Entries with page source code
** BEGIN **

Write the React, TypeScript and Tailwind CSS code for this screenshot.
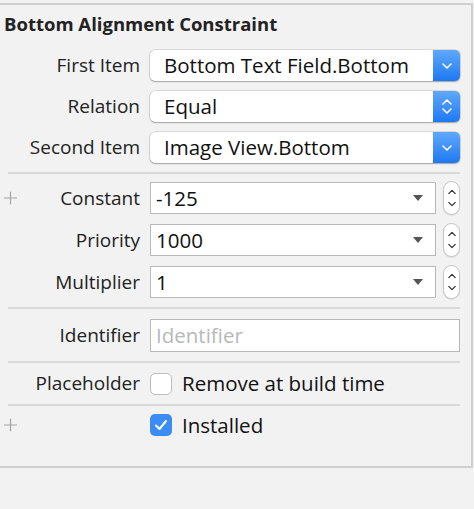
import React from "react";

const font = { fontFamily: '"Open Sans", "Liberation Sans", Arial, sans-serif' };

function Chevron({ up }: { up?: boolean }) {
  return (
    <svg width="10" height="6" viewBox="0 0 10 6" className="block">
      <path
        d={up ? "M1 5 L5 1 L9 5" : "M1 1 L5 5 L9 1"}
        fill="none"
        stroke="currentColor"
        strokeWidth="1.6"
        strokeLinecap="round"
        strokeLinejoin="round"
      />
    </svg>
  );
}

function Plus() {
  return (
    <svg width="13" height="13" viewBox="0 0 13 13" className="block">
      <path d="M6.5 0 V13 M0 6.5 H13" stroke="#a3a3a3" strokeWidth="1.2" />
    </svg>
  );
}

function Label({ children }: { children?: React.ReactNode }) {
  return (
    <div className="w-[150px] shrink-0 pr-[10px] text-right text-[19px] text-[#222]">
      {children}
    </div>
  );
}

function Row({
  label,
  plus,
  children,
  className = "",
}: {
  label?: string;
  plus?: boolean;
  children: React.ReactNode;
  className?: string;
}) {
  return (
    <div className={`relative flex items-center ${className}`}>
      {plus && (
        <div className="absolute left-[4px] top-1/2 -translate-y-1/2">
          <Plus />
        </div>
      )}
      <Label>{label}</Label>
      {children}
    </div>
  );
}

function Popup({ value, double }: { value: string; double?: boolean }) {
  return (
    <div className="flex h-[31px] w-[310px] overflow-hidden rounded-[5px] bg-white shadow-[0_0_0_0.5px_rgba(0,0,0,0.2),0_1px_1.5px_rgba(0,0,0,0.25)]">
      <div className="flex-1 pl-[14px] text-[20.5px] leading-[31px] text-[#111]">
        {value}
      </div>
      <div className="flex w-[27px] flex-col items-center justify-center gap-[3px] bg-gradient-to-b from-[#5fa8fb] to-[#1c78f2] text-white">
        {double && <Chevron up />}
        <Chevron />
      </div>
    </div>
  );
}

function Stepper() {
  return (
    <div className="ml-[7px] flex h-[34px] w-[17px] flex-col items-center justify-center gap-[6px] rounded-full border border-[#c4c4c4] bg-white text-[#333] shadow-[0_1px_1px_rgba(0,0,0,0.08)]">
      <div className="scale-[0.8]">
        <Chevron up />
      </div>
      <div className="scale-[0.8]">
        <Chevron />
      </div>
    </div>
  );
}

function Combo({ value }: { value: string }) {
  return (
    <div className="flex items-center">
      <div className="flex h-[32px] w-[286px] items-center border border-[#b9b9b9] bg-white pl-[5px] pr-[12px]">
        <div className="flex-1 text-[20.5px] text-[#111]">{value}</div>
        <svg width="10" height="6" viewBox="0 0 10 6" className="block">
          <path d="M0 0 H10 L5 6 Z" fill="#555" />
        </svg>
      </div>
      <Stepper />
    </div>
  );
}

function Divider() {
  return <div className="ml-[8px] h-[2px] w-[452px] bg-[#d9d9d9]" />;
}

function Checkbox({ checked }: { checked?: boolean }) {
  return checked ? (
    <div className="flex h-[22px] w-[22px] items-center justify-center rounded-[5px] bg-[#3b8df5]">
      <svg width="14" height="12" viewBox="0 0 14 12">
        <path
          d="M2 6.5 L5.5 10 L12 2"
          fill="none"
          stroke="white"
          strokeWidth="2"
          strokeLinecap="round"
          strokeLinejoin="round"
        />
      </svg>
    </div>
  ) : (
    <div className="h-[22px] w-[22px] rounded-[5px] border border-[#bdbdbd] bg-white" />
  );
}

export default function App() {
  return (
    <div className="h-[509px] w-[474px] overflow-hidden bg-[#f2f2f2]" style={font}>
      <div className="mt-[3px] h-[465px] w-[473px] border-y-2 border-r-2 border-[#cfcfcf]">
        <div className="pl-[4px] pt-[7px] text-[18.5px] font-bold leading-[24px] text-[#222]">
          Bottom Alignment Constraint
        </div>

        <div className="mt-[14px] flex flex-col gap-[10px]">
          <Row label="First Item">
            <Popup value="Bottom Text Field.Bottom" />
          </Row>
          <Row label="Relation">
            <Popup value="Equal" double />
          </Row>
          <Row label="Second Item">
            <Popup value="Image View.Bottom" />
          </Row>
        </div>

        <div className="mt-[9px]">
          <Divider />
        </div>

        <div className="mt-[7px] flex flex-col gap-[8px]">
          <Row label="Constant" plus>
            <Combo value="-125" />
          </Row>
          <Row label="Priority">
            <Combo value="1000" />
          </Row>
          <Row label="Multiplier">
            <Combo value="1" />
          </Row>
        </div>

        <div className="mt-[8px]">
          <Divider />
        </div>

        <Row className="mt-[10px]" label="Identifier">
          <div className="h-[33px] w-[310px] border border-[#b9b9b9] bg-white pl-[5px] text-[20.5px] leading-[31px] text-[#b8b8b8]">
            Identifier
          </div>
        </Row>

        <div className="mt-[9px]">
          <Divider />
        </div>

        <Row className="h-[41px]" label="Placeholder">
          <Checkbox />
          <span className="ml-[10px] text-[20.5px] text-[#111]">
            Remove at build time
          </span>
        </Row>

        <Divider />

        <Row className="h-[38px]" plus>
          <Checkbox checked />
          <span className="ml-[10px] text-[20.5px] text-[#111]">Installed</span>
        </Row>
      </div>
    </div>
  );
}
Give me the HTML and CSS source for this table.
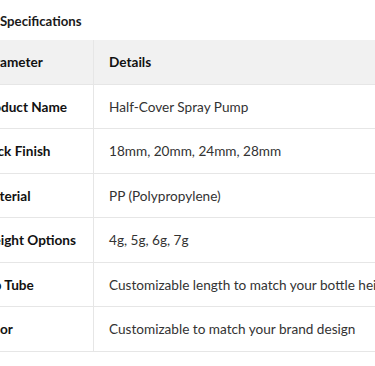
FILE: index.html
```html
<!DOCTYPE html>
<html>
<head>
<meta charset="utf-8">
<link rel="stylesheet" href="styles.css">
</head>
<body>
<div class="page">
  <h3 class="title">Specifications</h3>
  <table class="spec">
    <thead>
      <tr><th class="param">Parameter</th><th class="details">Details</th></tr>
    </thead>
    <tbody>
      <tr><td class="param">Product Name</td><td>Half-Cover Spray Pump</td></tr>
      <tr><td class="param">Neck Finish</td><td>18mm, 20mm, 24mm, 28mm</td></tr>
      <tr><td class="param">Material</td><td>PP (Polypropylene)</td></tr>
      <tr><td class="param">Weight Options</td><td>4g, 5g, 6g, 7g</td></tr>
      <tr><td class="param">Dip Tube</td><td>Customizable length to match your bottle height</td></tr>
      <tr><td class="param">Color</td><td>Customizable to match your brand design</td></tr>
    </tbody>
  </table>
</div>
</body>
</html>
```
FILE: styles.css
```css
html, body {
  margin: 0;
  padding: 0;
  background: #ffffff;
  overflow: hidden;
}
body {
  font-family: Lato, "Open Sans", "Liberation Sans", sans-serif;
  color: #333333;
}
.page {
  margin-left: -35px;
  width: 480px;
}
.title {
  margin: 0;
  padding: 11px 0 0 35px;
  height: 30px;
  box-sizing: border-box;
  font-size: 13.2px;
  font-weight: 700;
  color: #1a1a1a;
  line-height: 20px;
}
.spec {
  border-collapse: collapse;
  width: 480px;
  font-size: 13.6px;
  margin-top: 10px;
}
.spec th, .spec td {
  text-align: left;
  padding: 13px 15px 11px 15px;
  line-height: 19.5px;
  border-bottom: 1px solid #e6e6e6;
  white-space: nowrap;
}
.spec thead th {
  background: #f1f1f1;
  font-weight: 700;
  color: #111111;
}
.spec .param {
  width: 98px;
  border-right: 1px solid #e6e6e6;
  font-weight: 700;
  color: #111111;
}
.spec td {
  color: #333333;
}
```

** END **

[Problem description]
Return the records exactly. Don't carry the pictures over.

[The result]
Write the React, TypeScript and Tailwind CSS code for this screenshot.
import React from "react";

const font = { fontFamily: '"Open Sans", "Liberation Sans", Arial, sans-serif' };

function Chevron({ up }: { up?: boolean }) {
  return (
    <svg width="10" height="6" viewBox="0 0 10 6" className="block">
      <path
        d={up ? "M1 5 L5 1 L9 5" : "M1 1 L5 5 L9 1"}
        fill="none"
        stroke="currentColor"
        strokeWidth="1.6"
        strokeLinecap="round"
        strokeLinejoin="round"
      />
    </svg>
  );
}

function Plus() {
  return (
    <svg width="13" height="13" viewBox="0 0 13 13" className="block">
      <path d="M6.5 0 V13 M0 6.5 H13" stroke="#a3a3a3" strokeWidth="1.2" />
    </svg>
  );
}

function Label({ children }: { children?: React.ReactNode }) {
  return (
    <div className="w-[150px] shrink-0 pr-[10px] text-right text-[19px] text-[#222]">
      {children}
    </div>
  );
}

function Row({
  label,
  plus,
  children,
  className = "",
}: {
  label?: string;
  plus?: boolean;
  children: React.ReactNode;
  className?: string;
}) {
  return (
    <div className={`relative flex items-center ${className}`}>
      {plus && (
        <div className="absolute left-[4px] top-1/2 -translate-y-1/2">
          <Plus />
        </div>
      )}
      <Label>{label}</Label>
      {children}
    </div>
  );
}

function Popup({ value, double }: { value: string; double?: boolean }) {
  return (
    <div className="flex h-[31px] w-[310px] overflow-hidden rounded-[5px] bg-white shadow-[0_0_0_0.5px_rgba(0,0,0,0.2),0_1px_1.5px_rgba(0,0,0,0.25)]">
      <div className="flex-1 pl-[14px] text-[20.5px] leading-[31px] text-[#111]">
        {value}
      </div>
      <div className="flex w-[27px] flex-col items-center justify-center gap-[3px] bg-gradient-to-b from-[#5fa8fb] to-[#1c78f2] text-white">
        {double && <Chevron up />}
        <Chevron />
      </div>
    </div>
  );
}

function Stepper() {
  return (
    <div className="ml-[7px] flex h-[34px] w-[17px] flex-col items-center justify-center gap-[6px] rounded-full border border-[#c4c4c4] bg-white text-[#333] shadow-[0_1px_1px_rgba(0,0,0,0.08)]">
      <div className="scale-[0.8]">
        <Chevron up />
      </div>
      <div className="scale-[0.8]">
        <Chevron />
      </div>
    </div>
  );
}

function Combo({ value }: { value: string }) {
  return (
    <div className="flex items-center">
      <div className="flex h-[32px] w-[286px] items-center border border-[#b9b9b9] bg-white pl-[5px] pr-[12px]">
        <div className="flex-1 text-[20.5px] text-[#111]">{value}</div>
        <svg width="10" height="6" viewBox="0 0 10 6" className="block">
          <path d="M0 0 H10 L5 6 Z" fill="#555" />
        </svg>
      </div>
      <Stepper />
    </div>
  );
}

function Divider() {
  return <div className="ml-[8px] h-[2px] w-[452px] bg-[#d9d9d9]" />;
}

function Checkbox({ checked }: { checked?: boolean }) {
  return checked ? (
    <div className="flex h-[22px] w-[22px] items-center justify-center rounded-[5px] bg-[#3b8df5]">
      <svg width="14" height="12" viewBox="0 0 14 12">
        <path
          d="M2 6.5 L5.5 10 L12 2"
          fill="none"
          stroke="white"
          strokeWidth="2"
          strokeLinecap="round"
          strokeLinejoin="round"
        />
      </svg>
    </div>
  ) : (
    <div className="h-[22px] w-[22px] rounded-[5px] border border-[#bdbdbd] bg-white" />
  );
}

export default function App() {
  return (
    <div className="h-[509px] w-[474px] overflow-hidden bg-[#f2f2f2]" style={font}>
      <div className="mt-[3px] h-[465px] w-[473px] border-y-2 border-r-2 border-[#cfcfcf]">
        <div className="pl-[4px] pt-[7px] text-[18.5px] font-bold leading-[24px] text-[#222]">
          Bottom Alignment Constraint
        </div>

        <div className="mt-[14px] flex flex-col gap-[10px]">
          <Row label="First Item">
            <Popup value="Bottom Text Field.Bottom" />
          </Row>
          <Row label="Relation">
            <Popup value="Equal" double />
          </Row>
          <Row label="Second Item">
            <Popup value="Image View.Bottom" />
          </Row>
        </div>

        <div className="mt-[9px]">
          <Divider />
        </div>

        <div className="mt-[7px] flex flex-col gap-[8px]">
          <Row label="Constant" plus>
            <Combo value="-125" />
          </Row>
          <Row label="Priority">
            <Combo value="1000" />
          </Row>
          <Row label="Multiplier">
            <Combo value="1" />
          </Row>
        </div>

        <div className="mt-[8px]">
          <Divider />
        </div>

        <Row className="mt-[10px]" label="Identifier">
          <div className="h-[33px] w-[310px] border border-[#b9b9b9] bg-white pl-[5px] text-[20.5px] leading-[31px] text-[#b8b8b8]">
            Identifier
          </div>
        </Row>

        <div className="mt-[9px]">
          <Divider />
        </div>

        <Row className="h-[41px]" label="Placeholder">
          <Checkbox />
          <span className="ml-[10px] text-[20.5px] text-[#111]">
            Remove at build time
          </span>
        </Row>

        <Divider />

        <Row className="h-[38px]" plus>
          <Checkbox checked />
          <span className="ml-[10px] text-[20.5px] text-[#111]">Installed</span>
        </Row>
      </div>
    </div>
  );
}
Give me the HTML and CSS source for this table.
FILE: index.html
```html
<!DOCTYPE html>
<html>
<head>
<meta charset="utf-8">
<link rel="stylesheet" href="styles.css">
</head>
<body>
<div class="page">
  <h3 class="title">Specifications</h3>
  <table class="spec">
    <thead>
      <tr><th class="param">Parameter</th><th class="details">Details</th></tr>
    </thead>
    <tbody>
      <tr><td class="param">Product Name</td><td>Half-Cover Spray Pump</td></tr>
      <tr><td class="param">Neck Finish</td><td>18mm, 20mm, 24mm, 28mm</td></tr>
      <tr><td class="param">Material</td><td>PP (Polypropylene)</td></tr>
      <tr><td class="param">Weight Options</td><td>4g, 5g, 6g, 7g</td></tr>
      <tr><td class="param">Dip Tube</td><td>Customizable length to match your bottle height</td></tr>
      <tr><td class="param">Color</td><td>Customizable to match your brand design</td></tr>
    </tbody>
  </table>
</div>
</body>
</html>
```
FILE: styles.css
```css
html, body {
  margin: 0;
  padding: 0;
  background: #ffffff;
  overflow: hidden;
}
body {
  font-family: Lato, "Open Sans", "Liberation Sans", sans-serif;
  color: #333333;
}
.page {
  margin-left: -35px;
  width: 480px;
}
.title {
  margin: 0;
  padding: 11px 0 0 35px;
  height: 30px;
  box-sizing: border-box;
  font-size: 13.2px;
  font-weight: 700;
  color: #1a1a1a;
  line-height: 20px;
}
.spec {
  border-collapse: collapse;
  width: 480px;
  font-size: 13.6px;
  margin-top: 10px;
}
.spec th, .spec td {
  text-align: left;
  padding: 13px 15px 11px 15px;
  line-height: 19.5px;
  border-bottom: 1px solid #e6e6e6;
  white-space: nowrap;
}
.spec thead th {
  background: #f1f1f1;
  font-weight: 700;
  color: #111111;
}
.spec .param {
  width: 98px;
  border-right: 1px solid #e6e6e6;
  font-weight: 700;
  color: #111111;
}
.spec td {
  color: #333333;
}
```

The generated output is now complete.